### DO THIS
From the first line of the data below through the line bearing "const ROWS = 12;", reproduce each line exactly; do not include pictures.

### RECORDED DATA

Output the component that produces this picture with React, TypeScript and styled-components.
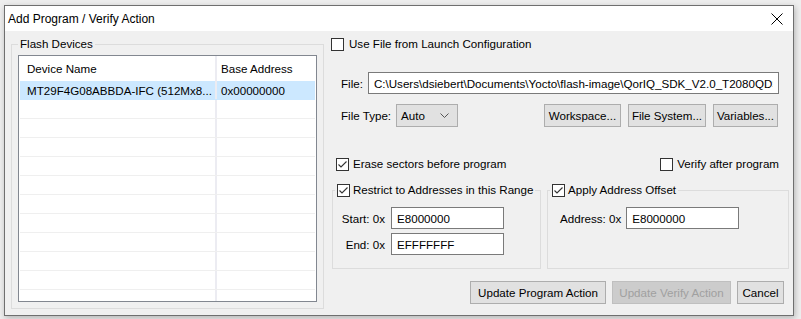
import React from "react";
import styled, { createGlobalStyle } from "styled-components";

const GlobalStyle = createGlobalStyle`
  html, body {
    margin: 0;
    padding: 0;
    background: #eeeeee;
    font-family: "Liberation Sans", Arial, sans-serif;
    font-size: 11.6px;
    color: #000;
  }
`;

const FILE_PATH =
  "C:\\Users\\dsiebert\\Documents\\Yocto\\flash-image\\QorIQ_SDK_V2.0_T2080QDS_flash.bin";

const ROWS = 12;

const Check = ({ checked }: { checked?: boolean }) => (
  <CheckBox>
    {checked && (
      <svg width="11" height="11" viewBox="0 0 11 11">
        <polyline points="1.5,5.5 4,8 9.5,2.5" fill="none" stroke="#333" strokeWidth="1.1" />
      </svg>
    )}
  </CheckBox>
);

export default function App() {
  return (
    <>
      <GlobalStyle />
      <Desktop>
        <Dialog>
          <TitleBar>
            <Title>Add Program / Verify Action</Title>
            <CloseIcon width="12" height="12" viewBox="0 0 12 12">
              <path d="M0.5 0.5 L11.5 11.5 M11.5 0.5 L0.5 11.5" stroke="#000" strokeWidth="1" />
            </CloseIcon>
          </TitleBar>

          <Body>
            <DevicesGroup>
              <Legend>Flash Devices</Legend>
              <Table>
                <HeaderRow>
                  <NameCell>Device Name</NameCell>
                  <AddrCell>Base Address</AddrCell>
                </HeaderRow>
                <Row $selected>
                  <NameCell>MT29F4G08ABBDA-IFC (512Mx8...</NameCell>
                  <AddrCell>0x00000000</AddrCell>
                </Row>
                {Array.from({ length: ROWS }).map((_, i) => (
                  <Row key={i}>
                    <NameCell />
                    <AddrCell />
                  </Row>
                ))}
              </Table>
            </DevicesGroup>

            <Options>
              <LaunchRow>
                <Check />
                <span>Use File from Launch Configuration</span>
              </LaunchRow>

              <FileRow>
                <FieldLabel>File:</FieldLabel>
                <PathInput readOnly value={FILE_PATH} />
              </FileRow>

              <TypeRow>
                <FieldLabel>File Type:</FieldLabel>
                <Select>
                  <span>Auto</span>
                  <svg width="9" height="5" viewBox="0 0 9 5">
                    <polyline points="0.5,0.5 4.5,4.5 8.5,0.5" fill="none" stroke="#555" strokeWidth="1" />
                  </svg>
                </Select>
                <Spacer />
                <BrowseButtons>
                  <Button $width={77}>Workspace...</Button>
                  <Button $width={78}>File System...</Button>
                  <Button $width={65}>Variables...</Button>
                </BrowseButtons>
              </TypeRow>

              <EraseRow>
                <CheckLabel>
                  <Check checked />
                  <span>Erase sectors before program</span>
                </CheckLabel>
                <CheckLabel>
                  <Check />
                  <span>Verify after program</span>
                </CheckLabel>
              </EraseRow>

              <GroupsRow>
                <RangeGroup>
                  <CheckLegend>
                    <Check checked />
                    <span>Restrict to Addresses in this Range</span>
                  </CheckLegend>
                  <AddressGrid>
                    <GridLabel>Start: 0x</GridLabel>
                    <HexInput readOnly value="E8000000" />
                    <GridLabel>End: 0x</GridLabel>
                    <HexInput readOnly value="EFFFFFFF" />
                  </AddressGrid>
                </RangeGroup>

                <OffsetGroup>
                  <CheckLegend>
                    <Check checked />
                    <span>Apply Address Offset</span>
                  </CheckLegend>
                  <OffsetRow>
                    <GridLabel>Address: 0x</GridLabel>
                    <HexInput readOnly value="E8000000" />
                  </OffsetRow>
                </OffsetGroup>
              </GroupsRow>

              <ActionRow>
                <Button $width={136}>Update Program Action</Button>
                <Button $width={119} disabled>
                  Update Verify Action
                </Button>
                <Button $width={47}>Cancel</Button>
              </ActionRow>
            </Options>
          </Body>
        </Dialog>
      </Desktop>
    </>
  );
}

const Desktop = styled.div`
  width: 801px;
  height: 319px;
  overflow: hidden;
  padding: 5px 0 0 4px;
  box-sizing: border-box;
`;

const Dialog = styled.div`
  width: 790px;
  height: 311px;
  box-sizing: border-box;
  border: 1px solid #6f6f6f;
  background: #f0f0f0;
  box-shadow: 1px 2px 6px rgba(0, 0, 0, 0.25);
  display: flex;
  flex-direction: column;
`;

const TitleBar = styled.div`
  height: 25px;
  flex: none;
  background: #fff;
  display: flex;
  align-items: center;
  padding: 0 10px 0 3px;
`;

const Title = styled.div`
  flex: 1;
  font-size: 12px;
  padding-top: 1px;
`;

const CloseIcon = styled.svg`
  display: block;
  margin-top: 1px;
`;

const Body = styled.div`
  flex: 1;
  display: flex;
  padding: 5px 4px 0 6px;
`;

const Fieldset = styled.fieldset`
  margin: 0;
  border: 1px solid #dcdcdc;
  box-sizing: border-box;
  min-width: 0;
`;

const Legend = styled.legend`
  padding: 0 2px;
  margin-left: 6px;
  line-height: 16px;
`;

const DevicesGroup = styled(Fieldset)`
  width: 313px;
  height: 273px;
  padding: 3px 6px 6px 0;
  display: flex;
`;

const Table = styled.div`
  flex: 1;
  margin-left: 6px;
  border: 1px solid #828790;
  background: #fff;
  overflow: hidden;
  display: flex;
  flex-direction: column;
`;

const Row = styled.div<{ $selected?: boolean }>`
  display: flex;
  flex: none;
  height: 19px;
  box-sizing: border-box;
  border-bottom: 1px solid ${(p) => (p.$selected ? "#cce8ff" : "#efefef")};
  background: ${(p) => (p.$selected ? "#cce8ff" : "#fff")};
  margin: 0 1px;
`;

const HeaderRow = styled(Row)`
  height: 25px;
  border-bottom: none;
  background: #fff;
`;

const Cell = styled.div`
  display: flex;
  align-items: center;
  padding-left: 6px;
  white-space: nowrap;
  overflow: hidden;
  box-sizing: border-box;
`;

const NameCell = styled(Cell)`
  width: 197px;
  flex: none;
  border-right: 2px solid #ececf2;
  padding-left: 7px;
`;

const AddrCell = styled(Cell)`
  flex: 1;
  padding-left: 4px;
`;

const Options = styled.div`
  margin-left: 7px;
  width: 458px;
  display: flex;
  flex-direction: column;
`;

const CheckBox = styled.span`
  width: 13px;
  height: 13px;
  box-sizing: border-box;
  border: 1px solid #333;
  background: #fff;
  flex: none;
  display: inline-flex;
  align-items: center;
  justify-content: center;
`;

const CheckLabel = styled.label`
  display: flex;
  align-items: center;
  gap: 4px;
  line-height: 16px;
  white-space: nowrap;
`;

const LaunchRow = styled(CheckLabel)`
  height: 16px;
  gap: 5px;
`;

const FieldLabel = styled.span`
  white-space: nowrap;
`;

const FileRow = styled.div`
  display: flex;
  align-items: center;
  gap: 5px;
  margin-top: 20px;
  padding: 0 10px;
`;

const TextInput = styled.input`
  font: inherit;
  color: #000;
  border: 1px solid #7a7a7a;
  background: #fff;
  box-sizing: border-box;
  padding: 0 5px;
  outline: none;
  margin: 0;
`;

const PathInput = styled(TextInput)`
  flex: 1;
  height: 22px;
`;

const TypeRow = styled.div`
  display: flex;
  align-items: center;
  gap: 5px;
  margin-top: 10px;
  padding: 0 11px 0 10px;
`;

const Select = styled.div`
  width: 62px;
  height: 23px;
  box-sizing: border-box;
  border: 1px solid #adadad;
  background: #e1e1e1;
  display: flex;
  align-items: center;
  justify-content: space-between;
  padding: 0 8px 0 4px;
`;

const Spacer = styled.div`
  flex: 1;
`;

const BrowseButtons = styled.div`
  display: flex;
  gap: 7px;
`;

const Button = styled.button<{ $width: number }>`
  font: inherit;
  color: #000;
  width: ${(p) => p.$width}px;
  height: 23px;
  box-sizing: border-box;
  border: 1px solid #adadad;
  background: #e1e1e1;
  padding: 0;
  margin: 0;
  white-space: nowrap;

  &:disabled {
    color: #a0a0a0;
    background: #cccccc;
    border-color: #bfbfbf;
  }
`;

const EraseRow = styled.div`
  display: flex;
  justify-content: space-between;
  margin-top: 29px;
  padding: 0 10px 0 5px;
`;

const GroupsRow = styled.div`
  display: flex;
  gap: 6px;
  margin-top: 10px;
  padding-left: 1px;
`;

const CheckLegend = styled.legend`
  display: flex;
  align-items: center;
  gap: 3px;
  padding: 0 2px;
  margin-left: 2px;
  line-height: 16px;
  white-space: nowrap;
`;

const RangeGroup = styled(Fieldset)`
  width: 209px;
  height: 87px;
  padding: 9px 0 0 0;
`;

const OffsetGroup = styled(Fieldset)`
  flex: 1;
  height: 87px;
  padding: 9px 0 0 0;
`;

const AddressGrid = styled.div`
  display: grid;
  grid-template-columns: 41px 113px;
  column-gap: 6px;
  row-gap: 4px;
  align-items: center;
  margin-left: 11px;
`;

const GridLabel = styled.span`
  justify-self: end;
  white-space: nowrap;
`;

const HexInput = styled(TextInput)`
  width: 113px;
  height: 22px;
`;

const OffsetRow = styled.div`
  display: flex;
  align-items: center;
  gap: 5px;
  margin-left: 12px;
`;

const ActionRow = styled.div`
  display: flex;
  justify-content: flex-end;
  gap: 6px;
  margin-top: 12px;
  padding-right: 5px;
`;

######

### WORKED SOLUTION
Output the component that produces this picture with React, TypeScript and styled-components.
import React from "react";
import styled, { createGlobalStyle } from "styled-components";

const GlobalStyle = createGlobalStyle`
  html, body {
    margin: 0;
    padding: 0;
    background: #eeeeee;
    font-family: "Liberation Sans", Arial, sans-serif;
    font-size: 11.6px;
    color: #000;
  }
`;

const FILE_PATH =
  "C:\\Users\\dsiebert\\Documents\\Yocto\\flash-image\\QorIQ_SDK_V2.0_T2080QDS_flash.bin";

const ROWS = 12;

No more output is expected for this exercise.